__Requirements__: Output the first line of the listing and each line after it, up to and including the line that contains "type Tone = 'gold' | 'gray';", exactly as written, minus the pictures.

__Stored data__:
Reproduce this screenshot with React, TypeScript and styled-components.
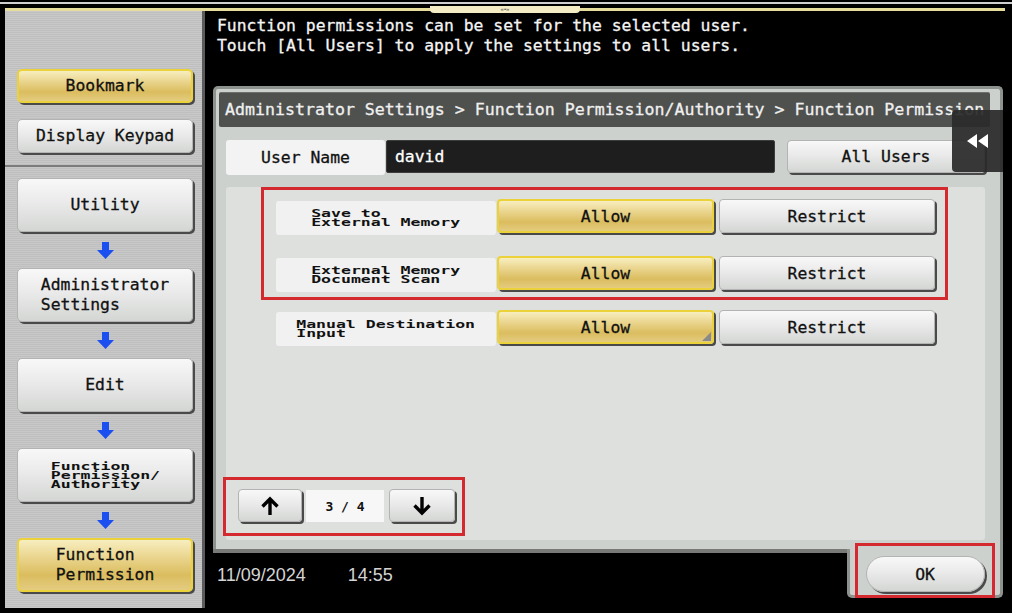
import React from 'react';
import styled, { createGlobalStyle, css } from 'styled-components';

const MONO = `"DejaVu Sans Mono", "Liberation Mono", monospace`;

const GlobalStyle = createGlobalStyle`
  html, body {
    margin: 0;
    padding: 0;
    background: #000;
  }
  body {
    font-family: ${MONO};
  }
`;

type Tone = 'gold' | 'gray';

const toneStyles = {
  gold: css`
    background: linear-gradient(180deg, #f7eebf 0%, #ead58e 35%, #dbbd5f 70%, #e4cc80 100%);
    border: 2px solid #ecd23a;
  `,
  gray: css`
    background: linear-gradient(180deg, #f8f8f8 0%, #e9eae9 45%, #d4d6d4 100%);
    border: 1px solid #b3b3b3;
  `,
};

// the panel font is a heavy, narrow mono; a hairline stroke thickens DejaVu a bit
const heavy = css`
  -webkit-text-stroke: 0.3px currentColor;
`;

const Screen = styled.div`
  width: 1012px;
  height: 613px;
  background: #000;
  display: flex;
  flex-direction: column;
  overflow: hidden;
`;

const TopRule = styled.div`
  height: 2px;
  margin-top: 2px;
  background: #cfcfcf;
`;

const HandleStrip = styled.div`
  margin: 4px 7px 0 5px;
  height: 3px;
  background: #e6dc9c;
  display: flex;
  justify-content: center;
`;

const Handle = styled.div`
  width: 150px;
  height: 7px;
  margin-top: -2px;
  background: #f3ecc4;
  border-radius: 0 0 4px 4px;
  font-family: "Liberation Sans", sans-serif;
  font-size: 6px;
  line-height: 7px;
  color: #555;
  text-align: center;
`;

const Body = styled.div`
  display: flex;
  margin: 0 7px 0 5px;
  height: 597px;
`;

const Sidebar = styled.aside`
  width: 197px;
  border-right: 3px solid #5c5c5c;
  background: repeating-linear-gradient(0deg, #c8c8c8 0 1px, #bfbfbf 1px 2px);
  display: flex;
  flex-direction: column;
`;

const SidebarTop = styled.div`
  display: flex;
  flex-direction: column;
  gap: 16px;
  padding: 58px 0 12px 12px;
  border-bottom: 2px solid #7c7c7c;
`;

const Nav = styled.nav`
  display: flex;
  flex-direction: column;
  align-items: flex-start;
  padding: 11px 0 0 12px;
`;

const SideButton = styled.button<{ $tone: Tone; $h: number }>`
  width: 176px;
  height: ${p => p.$h}px;
  padding: 0;
  border-radius: 5px;
  box-shadow: 2px 2px 0 #4a4a4a;
  font-family: ${MONO};
  font-size: 16.4px;
  line-height: 20px;
  color: #111;
  display: flex;
  align-items: center;
  justify-content: center;
  ${heavy}
  ${p => toneStyles[p.$tone]}
`;

const TextBlock = styled.span`
  display: inline-block;
  text-align: left;
`;

const PixelText = styled.span`
  display: inline-block;
  text-align: left;
  font-family: ${MONO};
  font-weight: bold;
  font-size: 11px;
  line-height: 9px;
  color: #111;
  transform: scaleX(1.5);
  white-space: pre;
  -webkit-text-stroke: 0;
`;

const ArrowSlot = styled.div`
  width: 176px;
  height: 36px;
  display: flex;
  align-items: center;
  justify-content: center;
`;

const Main = styled.main`
  flex: 1;
  margin-left: 7px;
  display: flex;
  flex-direction: column;
`;

const Header = styled.div`
  height: 70px;
  padding: 5px 0 0 5px;
  color: #f4f4f4;
  font-size: 16.4px;
  line-height: 20px;
  white-space: pre;
  ${heavy}
`;

const Panel = styled.section`
  position: relative;
  margin: 0 2px 0 1px;
  border: 3px solid #8e928e;
  border-bottom: none;
  border-radius: 5px 5px 0 0;
  background: #cdd1cd;
  padding: 3px 10px 9px 3px;
`;

const Breadcrumb = styled.div`
  height: 35px;
  box-sizing: border-box;
  background: #4f514f;
  border-top: 1px solid #6e6e6e;
  border-radius: 2px;
  color: #f0f0f0;
  font-size: 16.6px;
  line-height: 33px;
  padding-left: 6px;
  white-space: nowrap;
  overflow: hidden;
  ${heavy}
`;

const CollapseTab = styled.div`
  position: absolute;
  left: 736px;
  top: 21px;
  width: 51px;
  height: 62px;
  background: rgba(42, 42, 42, 0.93);
  border-radius: 4px 0 0 4px;
  display: flex;
  align-items: center;
  justify-content: center;
  z-index: 2;
`;

const UserRow = styled.div`
  display: flex;
  height: 35px;
  margin: 13px 5px 0 7px;
`;

const UserLabel = styled.div`
  width: 159px;
  background: #f3f3f3;
  border-radius: 3px;
  display: flex;
  align-items: center;
  justify-content: center;
  font-size: 16.4px;
  color: #111;
  ${heavy}
`;

const NameField = styled.div`
  width: 389px;
  height: 33px;
  box-sizing: border-box;
  margin-left: 1px;
  background: #1e1e1e;
  border: 1px solid #3c3c3c;
  border-radius: 2px;
  color: #fff;
  font-size: 16.4px;
  line-height: 31px;
  padding-left: 8px;
  ${heavy}
`;

const WideButton = styled.button<{ $tone: Tone }>`
  flex: 1;
  margin-left: 12px;
  height: 33px;
  border-radius: 4px;
  box-shadow: 2px 2px 0 #4a4a4a;
  font-family: ${MONO};
  font-size: 16.4px;
  color: #111;
  padding: 0;
  ${heavy}
  ${p => toneStyles[p.$tone]}
`;

const List = styled.div`
  height: 353px;
  margin: 12px 5px 0 7px;
  background: #dde0dd;
  border-radius: 3px;
  display: flex;
  flex-direction: column;
`;

const Highlight = styled.div`
  border: 3px solid #d42a2f;
`;

const RowGroup = styled(Highlight)`
  margin-left: 35px;
  width: 687px;
  box-sizing: border-box;
  padding: 9px 10px 5px 12px;
  display: flex;
  flex-direction: column;
  gap: 21px;
`;

const Row = styled.div<{ $loose?: boolean }>`
  display: flex;
  align-items: flex-start;
  height: 36px;
  ${p => p.$loose && css`
    margin: 10px 0 0 50px;
  `}
`;

const RowLabel = styled.div`
  width: 220px;
  height: 34px;
  margin-top: 2px;
  background: #f1f1f1;
  border-radius: 3px;
  display: flex;
  align-items: center;
  justify-content: center;
`;

const Choice = styled.button<{ $tone: Tone; $w: number; $gap: number; $marked?: boolean }>`
  position: relative;
  width: ${p => p.$w}px;
  height: 34px;
  margin-left: ${p => p.$gap}px;
  border-radius: 4px;
  box-shadow: 2px 2px 0 #4a4a4a;
  font-family: ${MONO};
  font-size: 16.4px;
  color: #111;
  padding: 0;
  ${heavy}
  ${p => toneStyles[p.$tone]}
  ${p => p.$marked && css`
    &::after {
      content: '';
      position: absolute;
      right: 1px;
      bottom: 1px;
      border-style: solid;
      border-width: 0 0 9px 9px;
      border-color: transparent transparent #8a8a8a transparent;
    }
  `}
`;

const Pager = styled(Highlight)`
  margin: auto 0 4px -3px;
  width: 242px;
  height: 59px;
  box-sizing: border-box;
  padding: 9px 0 0 12px;
  display: flex;
  align-items: flex-start;
`;

const PageButton = styled.button<{ $w: number; $gap: number }>`
  width: ${p => p.$w}px;
  height: 33px;
  margin-left: ${p => p.$gap}px;
  border-radius: 4px;
  box-shadow: 2px 2px 0 #4a4a4a;
  padding: 0;
  display: flex;
  align-items: center;
  justify-content: center;
  ${toneStyles.gray}
`;

const PageCount = styled.div`
  width: 78px;
  height: 32px;
  margin: 1px 0 0 4px;
  background: #f7f7f7;
  display: flex;
  align-items: center;
  justify-content: center;
  font-weight: bold;
  font-size: 13px;
  color: #111;
`;

const Footer = styled.footer`
  display: flex;
  height: 49px;
  margin: 0 2px 0 1px;
`;

const Clock = styled.div`
  flex: 1;
  border-top: 4px solid #777a77;
  padding: 0 0 0 4px;
  display: flex;
  align-items: center;
  gap: 42px;
  font-family: "Liberation Sans", Arial, sans-serif;
  font-size: 18px;
  color: #d4d4d4;
`;

const OkTab = styled.div`
  position: relative;
  width: 156px;
  box-sizing: border-box;
  background: #cdd1cd;
  border: 3px solid #8e928e;
  border-top: none;
  border-radius: 0 0 5px 5px;
  display: flex;
  justify-content: center;
  padding-top: 7px;
`;

const OkButton = styled.button`
  width: 119px;
  height: 36px;
  border-radius: 18px;
  box-shadow: 2px 2px 0 #4a4a4a;
  font-family: ${MONO};
  font-size: 16.4px;
  color: #111;
  padding: 0;
  ${heavy}
  ${toneStyles.gray}
`;

const OkMark = styled(Highlight)`
  position: absolute;
  left: 5px;
  top: -6px;
  width: 140px;
  height: 55px;
  box-sizing: border-box;
  pointer-events: none;
`;

const FlowArrow = () => (
  <svg width="17" height="17" viewBox="0 0 17 17">
    <path d="M5 0h7v8h5l-8.5 9L0 8h5z" fill="#1c4ff0" />
  </svg>
);

const PageArrow = ({ down }: { down?: boolean }) => (
  <svg width="22" height="22" viewBox="0 0 22 22" style={down ? { transform: 'rotate(180deg)' } : undefined}>
    <path d="M11 20V4M3.5 11.5L11 4l7.5 7.5" stroke="#000" strokeWidth="3.4" fill="none" />
  </svg>
);

const CollapseIcon = () => (
  <svg width="22" height="14" viewBox="0 0 22 14">
    <path d="M0 7L10 0v14zM11 7L21 0v14z" fill="#fff" />
  </svg>
);

const steps: { label: React.ReactNode; tone: Tone }[] = [
  { label: 'Utility', tone: 'gray' },
  { label: <TextBlock>Administrator<br />Settings</TextBlock>, tone: 'gray' },
  { label: 'Edit', tone: 'gray' },
  { label: <PixelText>{'Function\nPermission/\nAuthority'}</PixelText>, tone: 'gray' },
  { label: <TextBlock>Function<br />Permission</TextBlock>, tone: 'gold' },
];

const permissions = [
  { name: 'Save to\nExternal Memory' },
  { name: 'External Memory\nDocument Scan' },
];

const PermissionRow = ({ name, loose, marked }: { name: string; loose?: boolean; marked?: boolean }) => (
  <Row $loose={loose}>
    <RowLabel>
      <PixelText>{name}</PixelText>
    </RowLabel>
    <Choice $tone="gold" $w={217} $gap={1} $marked={marked}>Allow</Choice>
    <Choice $tone="gray" $w={216} $gap={5}>Restrict</Choice>
  </Row>
);

export default function App() {
  return (
    <>
      <GlobalStyle />
      <Screen>
        <TopRule />
        <HandleStrip>
          <Handle>«•»</Handle>
        </HandleStrip>
        <Body>
          <Sidebar>
            <SidebarTop>
              <SideButton $tone="gold" $h={34}>Bookmark</SideButton>
              <SideButton $tone="gray" $h={34}>Display Keypad</SideButton>
            </SidebarTop>
            <Nav>
              {steps.map((step, i) => (
                <React.Fragment key={i}>
                  {i > 0 && (
                    <ArrowSlot>
                      <FlowArrow />
                    </ArrowSlot>
                  )}
                  <SideButton $tone={step.tone} $h={54}>{step.label}</SideButton>
                </React.Fragment>
              ))}
            </Nav>
          </Sidebar>
          <Main>
            <Header>
              {'Function permissions can be set for the selected user.\nTouch [All Users] to apply the settings to all users.'}
            </Header>
            <Panel>
              <Breadcrumb>
                Administrator Settings &gt; Function Permission/Authority &gt; Function Permission
              </Breadcrumb>
              <CollapseTab>
                <CollapseIcon />
              </CollapseTab>
              <UserRow>
                <UserLabel>User Name</UserLabel>
                <NameField>david</NameField>
                <WideButton $tone="gray">All Users</WideButton>
              </UserRow>
              <List>
                <RowGroup>
                  {permissions.map(p => (
                    <PermissionRow key={p.name} name={p.name} />
                  ))}
                </RowGroup>
                <PermissionRow name={'Manual Destination\nInput'} loose marked />
                <Pager>
                  <PageButton $w={64} $gap={0}>
                    <PageArrow />
                  </PageButton>
                  <PageCount>3 / 4</PageCount>
                  <PageButton $w={66} $gap={5}>
                    <PageArrow down />
                  </PageButton>
                </Pager>
              </List>
            </Panel>
            <Footer>
              <Clock>
                <span>11/09/2024</span>
                <span>14:55</span>
              </Clock>
              <OkTab>
                <OkButton>OK</OkButton>
                <OkMark />
              </OkTab>
            </Footer>
          </Main>
        </Body>
      </Screen>
    </>
  );
}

__Problem solution__:
Reproduce this screenshot with React, TypeScript and styled-components.
import React from 'react';
import styled, { createGlobalStyle, css } from 'styled-components';

const MONO = `"DejaVu Sans Mono", "Liberation Mono", monospace`;

const GlobalStyle = createGlobalStyle`
  html, body {
    margin: 0;
    padding: 0;
    background: #000;
  }
  body {
    font-family: ${MONO};
  }
`;

type Tone = 'gold' | 'gray';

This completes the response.